As of Friday's closing, pizza's No. 1 and 2 brands – Yum! Brands' Pizza Hut, and Domino's – had reached year-long highs. So did 500-plus-strong Chuck E. Cheese, known on Wall Street as CEC Entertainment Inc.
New marketing campaigns can be credited with starting the top two brands' ascent. Domino's started its "Oh yes we did" revamped recipe campaign last December, and the stock has doubled, from a 52-week low of $6.10 last March (and similar price points in December) to $13.90 as of Friday's close – and climbing.
Pizza Hut debuted its new but nostalgic spots more recently. Its inaugural commercials with new ad group The Martin Agency first ran during the Super Bowl. Pizza Hut parent Yum! Brands' shares skyrocketed to its highest levels in two years last week after UBS analyst David Palmer boosted his Yum! rating to "buy" earlier this month.
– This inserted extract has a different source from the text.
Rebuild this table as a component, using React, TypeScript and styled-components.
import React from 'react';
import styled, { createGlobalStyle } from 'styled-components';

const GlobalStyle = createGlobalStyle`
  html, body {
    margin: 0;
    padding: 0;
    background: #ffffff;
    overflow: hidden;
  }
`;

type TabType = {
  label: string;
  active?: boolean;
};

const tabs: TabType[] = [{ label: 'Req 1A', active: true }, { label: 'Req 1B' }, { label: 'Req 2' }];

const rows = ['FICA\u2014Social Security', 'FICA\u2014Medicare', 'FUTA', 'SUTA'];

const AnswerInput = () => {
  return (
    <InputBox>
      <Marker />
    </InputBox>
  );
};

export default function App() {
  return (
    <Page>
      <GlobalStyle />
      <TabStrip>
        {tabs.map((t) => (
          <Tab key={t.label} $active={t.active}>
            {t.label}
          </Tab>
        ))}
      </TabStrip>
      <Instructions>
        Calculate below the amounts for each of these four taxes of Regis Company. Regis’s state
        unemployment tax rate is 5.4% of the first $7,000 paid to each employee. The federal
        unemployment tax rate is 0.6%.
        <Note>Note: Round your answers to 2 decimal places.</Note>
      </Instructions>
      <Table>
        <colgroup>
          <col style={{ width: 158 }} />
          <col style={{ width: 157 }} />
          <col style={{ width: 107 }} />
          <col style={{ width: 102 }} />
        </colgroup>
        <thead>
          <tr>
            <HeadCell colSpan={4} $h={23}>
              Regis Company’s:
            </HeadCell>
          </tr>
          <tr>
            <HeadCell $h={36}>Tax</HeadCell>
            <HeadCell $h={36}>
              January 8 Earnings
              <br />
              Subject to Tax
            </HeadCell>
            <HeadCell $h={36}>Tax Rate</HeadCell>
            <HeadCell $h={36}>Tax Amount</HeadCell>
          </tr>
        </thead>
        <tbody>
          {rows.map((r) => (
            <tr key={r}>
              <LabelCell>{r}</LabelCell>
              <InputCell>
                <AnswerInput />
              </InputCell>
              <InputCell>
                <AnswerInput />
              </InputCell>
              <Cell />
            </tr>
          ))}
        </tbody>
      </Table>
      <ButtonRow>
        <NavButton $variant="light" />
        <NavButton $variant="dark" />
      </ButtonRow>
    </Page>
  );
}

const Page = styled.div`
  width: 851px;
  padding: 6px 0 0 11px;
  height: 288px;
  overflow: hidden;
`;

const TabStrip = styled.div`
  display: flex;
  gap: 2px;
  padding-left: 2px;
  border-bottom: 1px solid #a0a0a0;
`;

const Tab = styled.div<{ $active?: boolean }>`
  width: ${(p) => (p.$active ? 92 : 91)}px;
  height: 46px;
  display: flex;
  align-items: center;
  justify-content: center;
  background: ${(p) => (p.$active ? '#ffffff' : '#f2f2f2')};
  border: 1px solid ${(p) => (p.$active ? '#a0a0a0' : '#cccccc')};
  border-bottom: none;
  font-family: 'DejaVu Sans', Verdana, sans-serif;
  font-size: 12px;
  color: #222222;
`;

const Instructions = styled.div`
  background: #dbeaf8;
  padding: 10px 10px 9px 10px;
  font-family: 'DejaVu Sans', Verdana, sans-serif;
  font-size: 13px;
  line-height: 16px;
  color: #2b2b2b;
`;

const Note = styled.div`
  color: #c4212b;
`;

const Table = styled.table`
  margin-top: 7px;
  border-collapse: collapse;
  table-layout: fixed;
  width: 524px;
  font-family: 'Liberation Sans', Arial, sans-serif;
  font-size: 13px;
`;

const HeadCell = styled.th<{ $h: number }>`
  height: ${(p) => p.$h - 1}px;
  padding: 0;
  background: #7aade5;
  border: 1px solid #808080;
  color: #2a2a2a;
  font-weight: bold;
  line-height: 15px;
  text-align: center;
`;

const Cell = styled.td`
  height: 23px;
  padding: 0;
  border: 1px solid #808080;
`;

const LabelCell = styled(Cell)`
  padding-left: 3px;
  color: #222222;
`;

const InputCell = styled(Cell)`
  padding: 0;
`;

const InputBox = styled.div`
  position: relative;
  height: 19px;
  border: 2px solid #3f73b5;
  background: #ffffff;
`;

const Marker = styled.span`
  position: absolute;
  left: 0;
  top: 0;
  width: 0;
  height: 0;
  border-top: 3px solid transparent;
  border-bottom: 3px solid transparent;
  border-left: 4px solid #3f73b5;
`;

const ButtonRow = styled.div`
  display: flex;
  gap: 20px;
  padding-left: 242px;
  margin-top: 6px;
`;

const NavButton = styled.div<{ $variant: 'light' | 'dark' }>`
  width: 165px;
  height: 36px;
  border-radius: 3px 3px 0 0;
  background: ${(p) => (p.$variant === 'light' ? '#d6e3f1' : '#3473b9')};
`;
Since then, the stock has kept climbing, to a year-long high close of $37.60 Friday. CEC's 52-week high close was not far off at $34.40.
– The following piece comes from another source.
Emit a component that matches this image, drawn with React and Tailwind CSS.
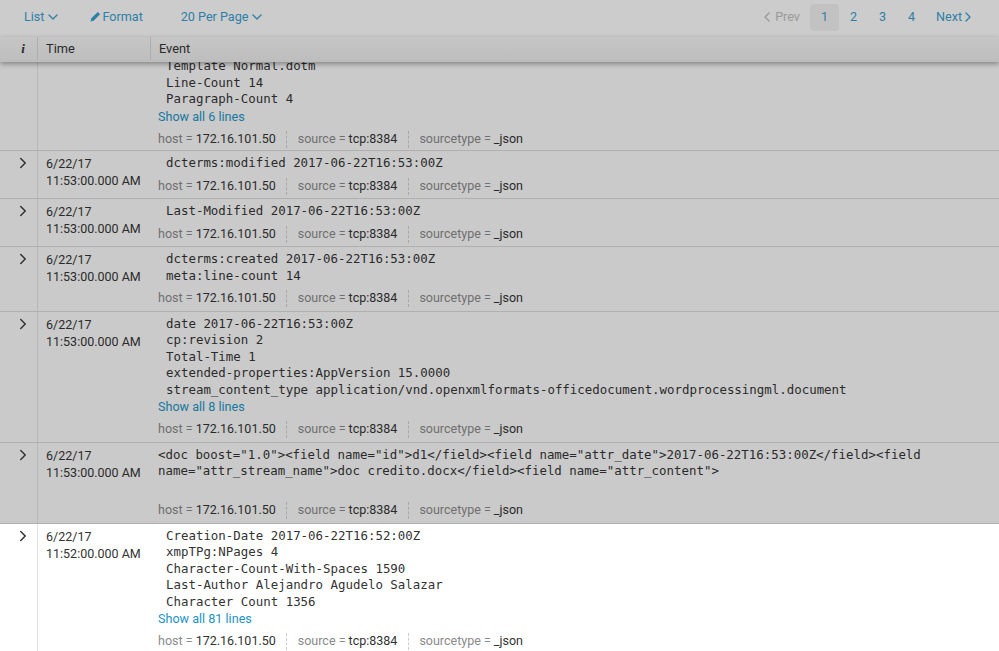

So, why this month? And when will the bubble burst?
Brad Ludington, restaurant analyst with Dallas-based KeyBanc Capital Markets Inc., believes the immediate stock boosters to be two-fold – and sustainable. He said commodity cheese prices have been down since their December highs in the $1.70 per pound range. Now they're hovering around $1.27.
He also said restaurant management teams attending various restaurant and consumer conferences have distributed mostly positive commentary to investors.
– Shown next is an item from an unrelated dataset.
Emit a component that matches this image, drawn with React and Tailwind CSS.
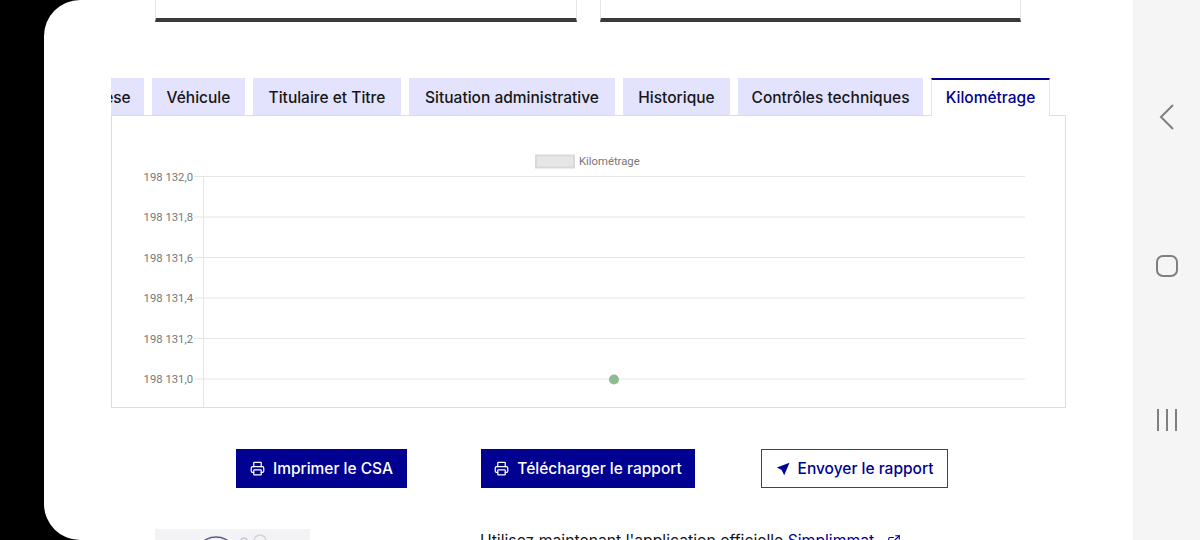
import React from 'react';
import { ExternalLink, Printer } from 'lucide-react';

const tabs = [
  { label: 'Synthèse', width: 'w-[96px]' },
  { label: 'Véhicule', width: 'w-[93px]' },
  { label: 'Titulaire et Titre', width: 'w-[148px]' },
  { label: 'Situation administrative', width: 'w-[206px]' },
  { label: 'Historique', width: 'w-[107px]' },
  { label: 'Contrôles techniques', width: 'w-[185px]' },
];

const ticks = ['198 132,0', '198 131,8', '198 131,6', '198 131,4', '198 131,2', '198 131,0'];

// graphique Chart.js figé
const MileageChart = () => (
  <svg width="953" height="291" viewBox="0 0 953 291" className="block" style={{ fontFamily: 'Roboto, sans-serif' }}>
    <rect x="424" y="39.5" width="38" height="12" fill="#e6e6e6" stroke="#d9d9d9" strokeWidth="2" />
    <text x="467" y="49" fontSize="11.3" fill="#777777">Kilométrage</text>
    {ticks.map((t, i) => {
      const y = 60.5 + i * 40.5;
      return (
        <g key={t}>
          <line x1="82" x2="913" y1={y} y2={y} stroke="#e5e5e5" />
          <text x="81" y={y + 4} fontSize="11.3" fill="#777777" textAnchor="end">{t}</text>
        </g>
      );
    })}
    <line x1="91.5" x2="91.5" y1="60" y2="291" stroke="#e5e5e5" />
    <circle cx="502" cy="263.5" r="5" fill="#8fbc8f" />
  </svg>
);

const SendIcon = () => (
  <svg width="14" height="14" viewBox="0 0 14 14" fill="#000091">
    <path d="M13.5 0.8 L0.8 5.6 L5.7 8.1 L8.2 13.2 Z" />
  </svg>
);

export default function App() {
  return (
    <div className="flex h-[540px] w-[1200px] overflow-hidden bg-black font-['Inter',sans-serif]">
      <div className="w-[44px] shrink-0" />

      <main className="flex-1 overflow-hidden rounded-l-[36px] bg-white">
        {/* cartes du haut */}
        <div className="ml-[111px] flex gap-[23px]">
          <div className="h-[22px] w-[422px] border-x border-b-[4px] border-x-[#e5e5e5] border-b-[#3a3a3a]" />
          <div className="h-[22px] w-[421px] border-x border-b-[4px] border-x-[#e5e5e5] border-b-[#3a3a3a]" />
        </div>

        <div className="ml-[67px] mt-[56px] w-[954px]">
          {/* onglets */}
          <div className="flex h-[38px] w-[939px] justify-end gap-2 overflow-hidden">
            {tabs.map((tab) => (
              <div
                key={tab.label}
                className={`flex h-[37px] shrink-0 items-center justify-center bg-[#e3e3fd] pt-0.5 text-[15.5px] font-medium text-[#161616] ${tab.width}`}
              >
                {tab.label}
              </div>
            ))}
            <div className="relative z-10 flex h-[38px] w-[119px] shrink-0 items-center justify-center border-x border-t-2 border-x-[#e5e5e5] border-t-[#000091] bg-white text-[15.5px] font-medium text-[#000091]">
              Kilométrage
            </div>
          </div>

          <div className="-mt-px h-[293px] w-[955px] border border-[#dddddd]">
            <MileageChart />
          </div>
        </div>

        {/* boutons */}
        <div className="ml-[192px] mt-[41px] flex">
          <button className="mr-[74px] flex h-[39px] w-[171px] items-center justify-center gap-2 bg-[#000091] text-[15.5px] font-medium text-white">
            <Printer size={15} />
            Imprimer le CSA
          </button>
          <button className="mr-[66px] flex h-[39px] w-[214px] items-center justify-center gap-2 bg-[#000091] text-[15.5px] font-medium text-white">
            <Printer size={15} />
            Télécharger le rapport
          </button>
          <button className="flex h-[39px] w-[187px] items-center justify-center gap-2 border border-[#3c3c78] bg-white text-[15.5px] font-medium text-[#000091]">
            <SendIcon />
            Envoyer le rapport
          </button>
        </div>

        {/* bas de page */}
        <div className="ml-[111px] mt-[41px] flex items-start">
          <div className="h-[40px] w-[155px] bg-[#f3f3f5]">
            <svg width="155" height="11" viewBox="0 0 155 11" fill="none" className="block">
              <ellipse cx="61" cy="15" rx="13" ry="7" stroke="#5a5f85" strokeWidth="1.5" />
              <circle cx="89" cy="12" r="3" stroke="#c5c8d8" strokeWidth="1.5" />
              <circle cx="105" cy="12" r="6" stroke="#d0d2de" strokeWidth="1.5" />
            </svg>
          </div>
          <p className="ml-[170px] flex items-center gap-[13px] text-[15.75px] leading-6 text-[#161616]">
            <span>
              Utilisez maintenant l'application officielle <span className="text-[#000091]">Simplimmat</span>
            </span>
            <ExternalLink size={14} className="text-[#000091]" />
          </p>
        </div>
      </main>

      {/* barre de navigation Android */}
      <nav className="flex w-[67px] shrink-0 flex-col items-center bg-[#f5f5f5] pt-[104px] text-[#7f7f7f]">
        <svg width="16" height="26" viewBox="0 0 16 26" fill="none" stroke="currentColor" strokeWidth="2">
          <path d="M14 1 L2 13 L14 25" />
        </svg>
        <div className="mt-[125px] h-[22px] w-[22px] rounded-[7px] border-2 border-[#7f7f7f]" />
        <svg width="22" height="24" viewBox="0 0 22 24" stroke="currentColor" strokeWidth="2" className="mt-[131px]">
          <path d="M2 1 V23 M11 1 V23 M20 1 V23" />
        </svg>
      </nav>
    </div>
  );
}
Ludington believes the boost is easily sustainable, at least in the short term.
"We may be reaching 52-week highs, but the last year's share prices and valuations have been very depressed," he said. "So I do think these levels are still, for a lot of these stocks, very reasonable and very sustainable."
Longer-term factors may also be pushing the stocks up – but also may rein them in along the bumpy road to recovery, according to Benjamin Shepherd, editor of financial newsletter Louis Rukeyser's Wall Street. He says the "large volume" increases seen in Domino's stocks could be a "low-risk bet" from investing institutions following the mores of business cycle investing.
"They (banks and fund managers) don't want to miss the clear up-cycle in discretionary names, which is being driven by the fact that we are seeing consumers beginning to open up their wallets again," he said. "That's leading many of them to look at lower bracket discretionary names – such as Domino's. Given the low price point of a pizza, it's a luxury that pretty much everyone can afford, likely even those drawing unemployment checks."
Both Ludington and Shepherd admit the obvious: Nobody can be sure what stocks will do. But Shepherd thinks it won't take long to find out.
"Most of the folks I've spoken to in the bear camp seem to think if we're going to see another correction, it'll probably fall sometime in April or May," he said.